I’m gathering data for a hobby project and notating where the triangles in the data correspond to Pythagorean triples, but sometimes it doesn’t seem clear to me with certain data.
Can there exist Pythagorean triples in which the leg lengths are not coprime with each other but both are coprime with the hypotenuse? i.e., a right triangle in which (leg1, leg2, hypotenuse) = (a * n, b * n, c), in which a, b, c, and n are whole numbers and n is not a factor of c?
How can I determine if a right triangle with given lengths can scale to be a Pythagorean triple? If any of the values in (leg1: leg2: hypotenuse) are irrational, that does indeed mean the values cannot scale to be whole numbers?
Once it is determined that the triangle can scale to a Pythagorean triple, what is the best method of scaling the values to three whole numbers?
Thanks for any help
Edit: I’ve found an effective way to determine primitive Pythagorean triples from given leg lengths. Using a calculator that can output in fractional form, such as wolfram alpha, input leg1 / leg2 and the output will be a fraction with the numerator and denominator denoting the leg lengths of a primitive Pythagorean triple. Determining the hypotenuse is then simply using the Pythagorean Theorem.
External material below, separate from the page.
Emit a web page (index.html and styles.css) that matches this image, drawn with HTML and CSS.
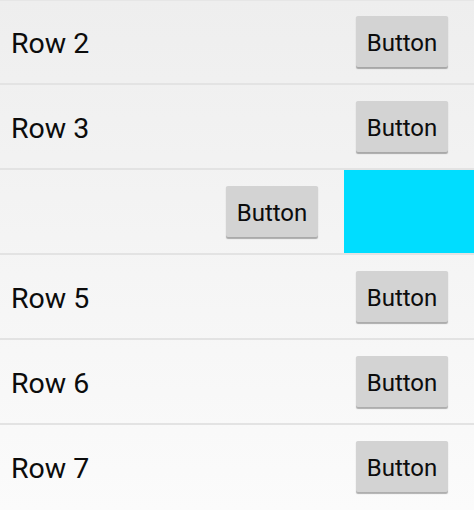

Some answers here without proof! I’m sure someone will correct me if I’ve got anything wrong.
I don’t think so. In your example n2 is a factor of c2 which implies n is a factor of c. Proving that is nontrivial though.
It can if the ratios between the sides are all rational. This is necessarily true if the sides are rational, but they could also all be irrational, for example 3π, 4π, 5π. It’s not possible if some sides are rational and some are irrational.
The simplest way is to first make sure it’s rational and then multiply by the denominators to get integers. If the goal is to get the smallest possible integers (a primitive Pythagorean triple) you can then divide by the highest common factor.